TASK DIRECTIONS ▸ Your task is to print all of the data word for word.

_____

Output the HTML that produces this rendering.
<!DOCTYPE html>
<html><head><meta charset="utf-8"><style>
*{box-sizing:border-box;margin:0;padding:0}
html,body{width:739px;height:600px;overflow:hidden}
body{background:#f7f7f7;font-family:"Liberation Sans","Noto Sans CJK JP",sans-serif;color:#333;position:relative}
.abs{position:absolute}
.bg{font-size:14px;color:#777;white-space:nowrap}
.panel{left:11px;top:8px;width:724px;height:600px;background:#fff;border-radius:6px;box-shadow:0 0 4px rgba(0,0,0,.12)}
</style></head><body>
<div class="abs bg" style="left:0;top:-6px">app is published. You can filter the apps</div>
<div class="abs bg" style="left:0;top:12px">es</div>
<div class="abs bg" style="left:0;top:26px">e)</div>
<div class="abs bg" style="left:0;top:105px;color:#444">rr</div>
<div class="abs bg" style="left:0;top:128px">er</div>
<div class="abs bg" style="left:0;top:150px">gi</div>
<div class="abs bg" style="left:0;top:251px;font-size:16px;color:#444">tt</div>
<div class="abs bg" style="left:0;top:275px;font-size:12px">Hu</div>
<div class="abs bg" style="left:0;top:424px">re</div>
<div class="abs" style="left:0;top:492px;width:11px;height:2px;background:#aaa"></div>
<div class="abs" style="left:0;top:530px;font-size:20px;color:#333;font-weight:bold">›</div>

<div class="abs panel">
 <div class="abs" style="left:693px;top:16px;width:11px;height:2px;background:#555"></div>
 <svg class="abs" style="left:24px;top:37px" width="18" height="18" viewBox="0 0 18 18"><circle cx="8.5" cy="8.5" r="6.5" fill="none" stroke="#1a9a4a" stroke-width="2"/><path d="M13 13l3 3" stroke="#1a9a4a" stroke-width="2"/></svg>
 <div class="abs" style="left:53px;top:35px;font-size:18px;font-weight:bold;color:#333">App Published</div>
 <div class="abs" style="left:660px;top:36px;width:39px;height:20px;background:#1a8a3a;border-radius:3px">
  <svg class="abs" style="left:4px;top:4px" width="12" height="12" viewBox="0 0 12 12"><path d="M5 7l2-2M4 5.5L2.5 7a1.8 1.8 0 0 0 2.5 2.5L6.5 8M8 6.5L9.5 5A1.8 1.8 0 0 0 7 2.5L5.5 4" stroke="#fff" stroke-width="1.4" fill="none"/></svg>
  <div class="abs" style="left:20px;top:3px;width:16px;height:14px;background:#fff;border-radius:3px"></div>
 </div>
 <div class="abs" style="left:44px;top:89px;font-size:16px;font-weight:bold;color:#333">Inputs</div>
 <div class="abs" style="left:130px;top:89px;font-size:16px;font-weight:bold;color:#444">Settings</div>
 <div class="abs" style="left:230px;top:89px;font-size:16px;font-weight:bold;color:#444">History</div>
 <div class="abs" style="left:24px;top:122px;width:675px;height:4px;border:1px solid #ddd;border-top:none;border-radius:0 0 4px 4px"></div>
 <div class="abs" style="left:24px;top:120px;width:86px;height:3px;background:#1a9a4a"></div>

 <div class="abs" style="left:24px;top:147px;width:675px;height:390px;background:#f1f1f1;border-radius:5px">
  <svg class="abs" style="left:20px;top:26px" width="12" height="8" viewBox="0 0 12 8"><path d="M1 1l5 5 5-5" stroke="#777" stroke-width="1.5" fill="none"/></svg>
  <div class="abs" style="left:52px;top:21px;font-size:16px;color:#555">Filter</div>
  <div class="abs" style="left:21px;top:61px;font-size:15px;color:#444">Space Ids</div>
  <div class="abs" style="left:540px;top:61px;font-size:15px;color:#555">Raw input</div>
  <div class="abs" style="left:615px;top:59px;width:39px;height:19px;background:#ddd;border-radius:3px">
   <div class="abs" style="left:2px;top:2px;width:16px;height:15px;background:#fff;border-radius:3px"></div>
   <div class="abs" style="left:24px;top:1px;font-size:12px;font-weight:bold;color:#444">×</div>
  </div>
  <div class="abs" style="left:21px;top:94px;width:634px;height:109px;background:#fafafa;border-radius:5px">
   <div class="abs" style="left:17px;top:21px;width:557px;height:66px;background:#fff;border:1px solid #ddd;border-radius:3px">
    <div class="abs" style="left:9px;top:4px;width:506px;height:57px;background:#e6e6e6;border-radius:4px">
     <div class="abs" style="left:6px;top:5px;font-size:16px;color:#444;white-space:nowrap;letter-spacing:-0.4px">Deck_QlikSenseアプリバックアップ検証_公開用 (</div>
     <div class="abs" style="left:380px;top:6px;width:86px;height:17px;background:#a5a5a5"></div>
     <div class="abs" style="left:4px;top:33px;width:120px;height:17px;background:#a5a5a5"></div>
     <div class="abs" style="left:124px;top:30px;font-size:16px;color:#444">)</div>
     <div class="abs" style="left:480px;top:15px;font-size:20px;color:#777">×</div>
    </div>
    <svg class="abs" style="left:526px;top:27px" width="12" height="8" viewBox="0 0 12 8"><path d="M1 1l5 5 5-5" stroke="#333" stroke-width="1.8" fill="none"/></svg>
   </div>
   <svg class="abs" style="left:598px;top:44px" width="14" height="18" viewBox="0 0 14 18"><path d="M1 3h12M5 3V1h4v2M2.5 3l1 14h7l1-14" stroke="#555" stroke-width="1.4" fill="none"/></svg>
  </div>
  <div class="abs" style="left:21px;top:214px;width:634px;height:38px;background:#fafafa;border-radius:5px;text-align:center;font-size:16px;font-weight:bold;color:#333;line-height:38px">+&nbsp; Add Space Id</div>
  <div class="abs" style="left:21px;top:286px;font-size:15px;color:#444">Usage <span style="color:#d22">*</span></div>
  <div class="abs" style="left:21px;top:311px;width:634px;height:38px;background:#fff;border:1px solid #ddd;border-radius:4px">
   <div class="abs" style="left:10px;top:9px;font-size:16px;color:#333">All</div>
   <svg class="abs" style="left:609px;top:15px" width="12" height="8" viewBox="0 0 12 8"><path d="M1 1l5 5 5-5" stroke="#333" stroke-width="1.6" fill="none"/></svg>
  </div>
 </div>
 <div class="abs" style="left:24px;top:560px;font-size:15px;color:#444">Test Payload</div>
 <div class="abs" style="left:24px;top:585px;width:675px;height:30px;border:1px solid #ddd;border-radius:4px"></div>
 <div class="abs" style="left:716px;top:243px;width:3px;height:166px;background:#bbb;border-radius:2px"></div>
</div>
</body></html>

_____

ANSWER BELOW ▸
Output the HTML that produces this rendering.
<!DOCTYPE html>
<html><head><meta charset="utf-8"><style>
*{box-sizing:border-box;margin:0;padding:0}
html,body{width:739px;height:600px;overflow:hidden}
body{background:#f7f7f7;font-family:"Liberation Sans","Noto Sans CJK JP",sans-serif;color:#333;position:relative}
.abs{position:absolute}
.bg{font-size:14px;color:#777;white-space:nowrap}
.panel{left:11px;top:8px;width:724px;height:600px;background:#fff;border-radius:6px;box-shadow:0 0 4px rgba(0,0,0,.12)}
</style></head><body>
<div class="abs bg" style="left:0;top:-6px">app is published. You can filter the apps</div>
<div class="abs bg" style="left:0;top:12px">es</div>
<div class="abs bg" style="left:0;top:26px">e)</div>
<div class="abs bg" style="left:0;top:105px;color:#444">rr</div>
<div class="abs bg" style="left:0;top:128px">er</div>
<div class="abs bg" style="left:0;top:150px">gi</div>
<div class="abs bg" style="left:0;top:251px;font-size:16px;color:#444">tt</div>
<div class="abs bg" style="left:0;top:275px;font-size:12px">Hu</div>
<div class="abs bg" style="left:0;top:424px">re</div>
<div class="abs" style="left:0;top:492px;width:11px;height:2px;background:#aaa"></div>
<div class="abs" style="left:0;top:530px;font-size:20px;color:#333;font-weight:bold">›</div>

<div class="abs panel">
 <div class="abs" style="left:693px;top:16px;width:11px;height:2px;background:#555"></div>
 <svg class="abs" style="left:24px;top:37px" width="18" height="18" viewBox="0 0 18 18"><circle cx="8.5" cy="8.5" r="6.5" fill="none" stroke="#1a9a4a" stroke-width="2"/><path d="M13 13l3 3" stroke="#1a9a4a" stroke-width="2"/></svg>
 <div class="abs" style="left:53px;top:35px;font-size:18px;font-weight:bold;color:#333">App Published</div>
 <div class="abs" style="left:660px;top:36px;width:39px;height:20px;background:#1a8a3a;border-radius:3px">
  <svg class="abs" style="left:4px;top:4px" width="12" height="12" viewBox="0 0 12 12"><path d="M5 7l2-2M4 5.5L2.5 7a1.8 1.8 0 0 0 2.5 2.5L6.5 8M8 6.5L9.5 5A1.8 1.8 0 0 0 7 2.5L5.5 4" stroke="#fff" stroke-width="1.4" fill="none"/></svg>
  <div class="abs" style="left:20px;top:3px;width:16px;height:14px;background:#fff;border-radius:3px"></div>
 </div>
 <div class="abs" style="left:44px;top:89px;font-size:16px;font-weight:bold;color:#333">Inputs</div>
 <div class="abs" style="left:130px;top:89px;font-size:16px;font-weight:bold;color:#444">Settings</div>
 <div class="abs" style="left:230px;top:89px;font-size:16px;font-weight:bold;color:#444">History</div>
 <div class="abs" style="left:24px;top:122px;width:675px;height:4px;border:1px solid #ddd;border-top:none;border-radius:0 0 4px 4px"></div>
 <div class="abs" style="left:24px;top:120px;width:86px;height:3px;background:#1a9a4a"></div>

 <div class="abs" style="left:24px;top:147px;width:675px;height:390px;background:#f1f1f1;border-radius:5px">
  <svg class="abs" style="left:20px;top:26px" width="12" height="8" viewBox="0 0 12 8"><path d="M1 1l5 5 5-5" stroke="#777" stroke-width="1.5" fill="none"/></svg>
  <div class="abs" style="left:52px;top:21px;font-size:16px;color:#555">Filter</div>
  <div class="abs" style="left:21px;top:61px;font-size:15px;color:#444">Space Ids</div>
  <div class="abs" style="left:540px;top:61px;font-size:15px;color:#555">Raw input</div>
  <div class="abs" style="left:615px;top:59px;width:39px;height:19px;background:#ddd;border-radius:3px">
   <div class="abs" style="left:2px;top:2px;width:16px;height:15px;background:#fff;border-radius:3px"></div>
   <div class="abs" style="left:24px;top:1px;font-size:12px;font-weight:bold;color:#444">×</div>
  </div>
  <div class="abs" style="left:21px;top:94px;width:634px;height:109px;background:#fafafa;border-radius:5px">
   <div class="abs" style="left:17px;top:21px;width:557px;height:66px;background:#fff;border:1px solid #ddd;border-radius:3px">
    <div class="abs" style="left:9px;top:4px;width:506px;height:57px;background:#e6e6e6;border-radius:4px">
     <div class="abs" style="left:6px;top:5px;font-size:16px;color:#444;white-space:nowrap;letter-spacing:-0.4px">Deck_QlikSenseアプリバックアップ検証_公開用 (</div>
     <div class="abs" style="left:380px;top:6px;width:86px;height:17px;background:#a5a5a5"></div>
     <div class="abs" style="left:4px;top:33px;width:120px;height:17px;background:#a5a5a5"></div>
     <div class="abs" style="left:124px;top:30px;font-size:16px;color:#444">)</div>
     <div class="abs" style="left:480px;top:15px;font-size:20px;color:#777">×</div>
    </div>
    <svg class="abs" style="left:526px;top:27px" width="12" height="8" viewBox="0 0 12 8"><path d="M1 1l5 5 5-5" stroke="#333" stroke-width="1.8" fill="none"/></svg>
   </div>
   <svg class="abs" style="left:598px;top:44px" width="14" height="18" viewBox="0 0 14 18"><path d="M1 3h12M5 3V1h4v2M2.5 3l1 14h7l1-14" stroke="#555" stroke-width="1.4" fill="none"/></svg>
  </div>
  <div class="abs" style="left:21px;top:214px;width:634px;height:38px;background:#fafafa;border-radius:5px;text-align:center;font-size:16px;font-weight:bold;color:#333;line-height:38px">+&nbsp; Add Space Id</div>
  <div class="abs" style="left:21px;top:286px;font-size:15px;color:#444">Usage <span style="color:#d22">*</span></div>
  <div class="abs" style="left:21px;top:311px;width:634px;height:38px;background:#fff;border:1px solid #ddd;border-radius:4px">
   <div class="abs" style="left:10px;top:9px;font-size:16px;color:#333">All</div>
   <svg class="abs" style="left:609px;top:15px" width="12" height="8" viewBox="0 0 12 8"><path d="M1 1l5 5 5-5" stroke="#333" stroke-width="1.6" fill="none"/></svg>
  </div>
 </div>
 <div class="abs" style="left:24px;top:560px;font-size:15px;color:#444">Test Payload</div>
 <div class="abs" style="left:24px;top:585px;width:675px;height:30px;border:1px solid #ddd;border-radius:4px"></div>
 <div class="abs" style="left:716px;top:243px;width:3px;height:166px;background:#bbb;border-radius:2px"></div>
</div>
</body></html>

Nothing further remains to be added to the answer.